The Mandela Health Spot group was introduced to the tank in March. Twice a week, Massachusetts Institute of Technology crew members coach the youths at MIT's Pierce Boathouse in Cambridge. (This being an Olympic year, the US Rowing Team has had to cut back on its involvement and rely on volunteers to help coach the Yo!Row! participants.)

The MIT moving-water tank resembles a swimming pool with an attached shell that runs down the middle and seats eight. To simulate boat speed, the water pulses through the tank at different rates set by adjustable controls.

"I thought it was crazy. I didn't think we could row in that," says Ricky Chen, a middle-school student from the West End House, of his first encounter with the tank last year. Ricky says the tank was different from the erg because there was an oar and "water splashing all over me."

Rowing has more to offer young people than just exercise, it can also be a way to get a university to notice you, according to Rodney Pratt, crew coordinator and coach of men's crew at Boston University.

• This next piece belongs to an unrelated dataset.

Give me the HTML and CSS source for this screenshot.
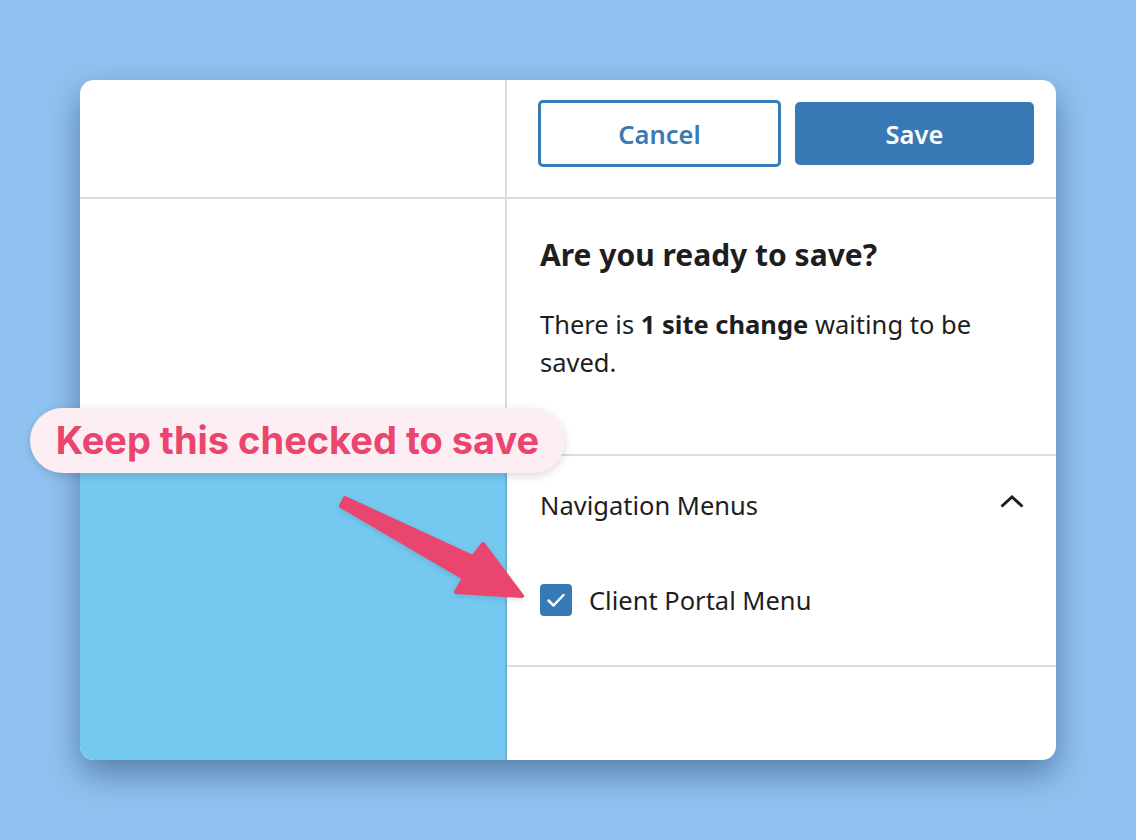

"The sports that have the most push in high school, or are the most popular, are football and basketball. If you row ... you are unique," notes Mr. Pratt who has previously coached high school students.

"I definitely think that if it wasn't for crew, I wouldn't have made it even this far," comments Miriam Wolfe of her position on a waiting list at an Ivy-League school.

Miriam is a high school senior who has been accepted at other universities at which she says she would row. She got involved in sliding-seat rowing through Yo!Row! and the Hull Lifesaving Museum Youth Rowing Team in Hull, Mass.

"It's an incredible team sport," says Miriam, who learned how to be a coxwain. "It's the kind of sport that you don't have to be huge, you don't have to be anything specific, you just have to want to do it."